• **PROBLEM**
Quote precisely the run of lines opening with the line containing "Convert this screenshot" and closing with the line containing "const colHeads = ['A', 'B', 'C', 'D', 'E', 'F'];", and nothing else.

• **ENTRIES SHOWN**
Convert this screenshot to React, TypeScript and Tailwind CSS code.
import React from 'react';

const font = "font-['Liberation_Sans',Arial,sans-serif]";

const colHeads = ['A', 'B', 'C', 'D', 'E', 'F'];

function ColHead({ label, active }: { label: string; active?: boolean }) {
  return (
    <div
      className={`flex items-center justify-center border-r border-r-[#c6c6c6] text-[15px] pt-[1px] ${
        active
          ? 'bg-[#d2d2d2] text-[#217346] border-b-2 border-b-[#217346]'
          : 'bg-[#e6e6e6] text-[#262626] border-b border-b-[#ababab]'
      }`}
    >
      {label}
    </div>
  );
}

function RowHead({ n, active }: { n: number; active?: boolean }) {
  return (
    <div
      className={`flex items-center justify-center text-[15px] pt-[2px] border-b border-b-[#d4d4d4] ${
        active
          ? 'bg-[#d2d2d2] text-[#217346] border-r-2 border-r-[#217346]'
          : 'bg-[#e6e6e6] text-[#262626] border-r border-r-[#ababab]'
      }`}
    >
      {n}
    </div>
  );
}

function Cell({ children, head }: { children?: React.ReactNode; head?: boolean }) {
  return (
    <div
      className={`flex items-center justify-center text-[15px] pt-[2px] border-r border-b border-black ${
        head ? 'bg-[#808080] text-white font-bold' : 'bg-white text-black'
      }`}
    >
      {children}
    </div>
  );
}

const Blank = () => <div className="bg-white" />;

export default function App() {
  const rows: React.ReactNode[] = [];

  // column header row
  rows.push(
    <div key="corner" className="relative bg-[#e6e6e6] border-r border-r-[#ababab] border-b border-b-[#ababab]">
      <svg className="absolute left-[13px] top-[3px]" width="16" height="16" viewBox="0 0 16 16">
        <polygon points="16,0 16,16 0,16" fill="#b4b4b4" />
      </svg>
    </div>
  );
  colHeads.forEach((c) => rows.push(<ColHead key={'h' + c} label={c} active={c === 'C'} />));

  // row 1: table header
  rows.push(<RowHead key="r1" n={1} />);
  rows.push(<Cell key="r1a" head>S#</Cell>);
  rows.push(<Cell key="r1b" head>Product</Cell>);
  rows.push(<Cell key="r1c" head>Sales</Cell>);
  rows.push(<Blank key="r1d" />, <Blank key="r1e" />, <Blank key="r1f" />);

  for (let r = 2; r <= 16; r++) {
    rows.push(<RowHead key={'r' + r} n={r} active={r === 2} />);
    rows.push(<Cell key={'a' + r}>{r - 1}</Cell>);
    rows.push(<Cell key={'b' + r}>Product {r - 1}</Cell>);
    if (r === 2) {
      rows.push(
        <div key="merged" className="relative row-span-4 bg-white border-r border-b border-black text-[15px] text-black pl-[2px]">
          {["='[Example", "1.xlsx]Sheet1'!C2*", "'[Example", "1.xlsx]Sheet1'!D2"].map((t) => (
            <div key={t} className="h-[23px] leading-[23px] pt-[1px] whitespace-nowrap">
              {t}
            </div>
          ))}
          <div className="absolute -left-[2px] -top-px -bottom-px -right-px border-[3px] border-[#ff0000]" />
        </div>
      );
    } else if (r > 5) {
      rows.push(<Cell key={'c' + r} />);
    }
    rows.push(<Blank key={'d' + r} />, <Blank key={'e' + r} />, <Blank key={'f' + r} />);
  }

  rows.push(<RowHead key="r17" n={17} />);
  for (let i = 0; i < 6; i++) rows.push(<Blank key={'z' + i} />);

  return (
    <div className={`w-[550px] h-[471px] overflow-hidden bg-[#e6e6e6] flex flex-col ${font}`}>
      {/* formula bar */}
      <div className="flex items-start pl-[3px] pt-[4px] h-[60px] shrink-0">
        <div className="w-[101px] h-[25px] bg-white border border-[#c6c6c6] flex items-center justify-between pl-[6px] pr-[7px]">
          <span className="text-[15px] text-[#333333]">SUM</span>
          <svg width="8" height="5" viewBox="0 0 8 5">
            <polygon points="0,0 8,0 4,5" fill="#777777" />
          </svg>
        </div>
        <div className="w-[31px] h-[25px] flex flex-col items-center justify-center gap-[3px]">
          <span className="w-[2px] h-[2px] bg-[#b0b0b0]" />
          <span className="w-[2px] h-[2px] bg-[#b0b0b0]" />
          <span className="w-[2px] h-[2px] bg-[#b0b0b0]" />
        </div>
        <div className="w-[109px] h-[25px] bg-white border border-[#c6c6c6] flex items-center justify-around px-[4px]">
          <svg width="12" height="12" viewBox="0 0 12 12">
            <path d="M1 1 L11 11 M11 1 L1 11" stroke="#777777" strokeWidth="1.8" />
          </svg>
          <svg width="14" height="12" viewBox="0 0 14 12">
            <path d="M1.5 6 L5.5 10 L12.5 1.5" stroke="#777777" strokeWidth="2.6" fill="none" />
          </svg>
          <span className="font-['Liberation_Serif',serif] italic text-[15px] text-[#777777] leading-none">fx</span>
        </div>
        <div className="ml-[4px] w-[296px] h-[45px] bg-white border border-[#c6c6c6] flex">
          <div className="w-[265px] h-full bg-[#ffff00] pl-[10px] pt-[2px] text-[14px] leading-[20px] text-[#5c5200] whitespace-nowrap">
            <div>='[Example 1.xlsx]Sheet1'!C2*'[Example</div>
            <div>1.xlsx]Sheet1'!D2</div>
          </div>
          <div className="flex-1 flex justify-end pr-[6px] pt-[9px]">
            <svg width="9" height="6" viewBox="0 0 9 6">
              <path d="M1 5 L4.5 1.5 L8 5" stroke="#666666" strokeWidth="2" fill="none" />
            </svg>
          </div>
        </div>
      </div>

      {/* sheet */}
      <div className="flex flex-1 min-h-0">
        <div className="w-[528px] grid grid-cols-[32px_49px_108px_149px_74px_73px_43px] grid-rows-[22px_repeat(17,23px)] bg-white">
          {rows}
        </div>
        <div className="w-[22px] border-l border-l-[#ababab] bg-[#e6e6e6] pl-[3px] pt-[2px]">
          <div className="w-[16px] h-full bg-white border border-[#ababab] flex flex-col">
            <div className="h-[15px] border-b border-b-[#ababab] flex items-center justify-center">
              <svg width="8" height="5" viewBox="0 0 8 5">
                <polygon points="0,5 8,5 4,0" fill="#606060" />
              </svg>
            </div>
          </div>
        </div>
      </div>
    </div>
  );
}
---
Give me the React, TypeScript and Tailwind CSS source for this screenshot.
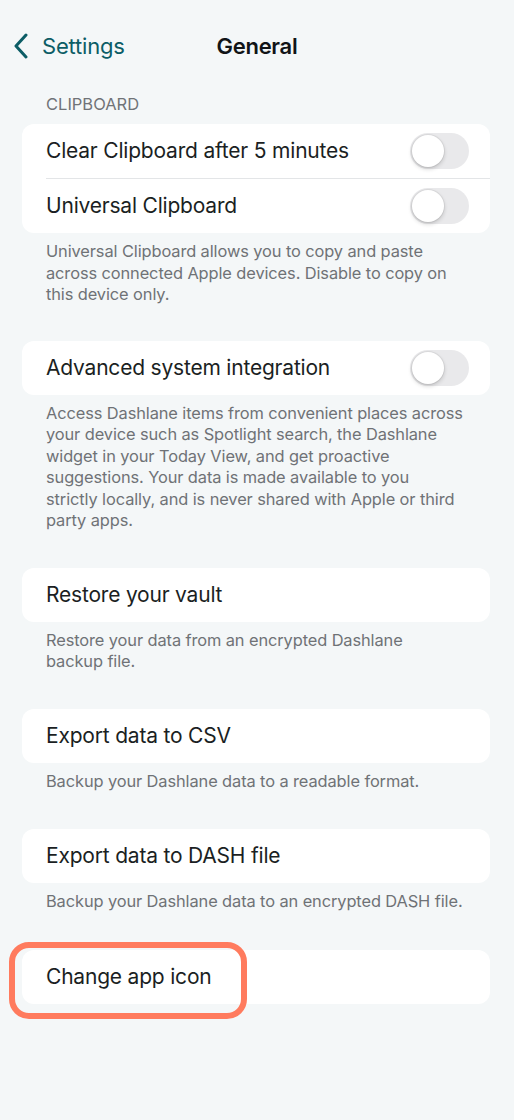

• **THE COMPLETED TASK**
Convert this screenshot to React, TypeScript and Tailwind CSS code.
import React from 'react';

const font = "font-['Liberation_Sans',Arial,sans-serif]";

const colHeads = ['A', 'B', 'C', 'D', 'E', 'F'];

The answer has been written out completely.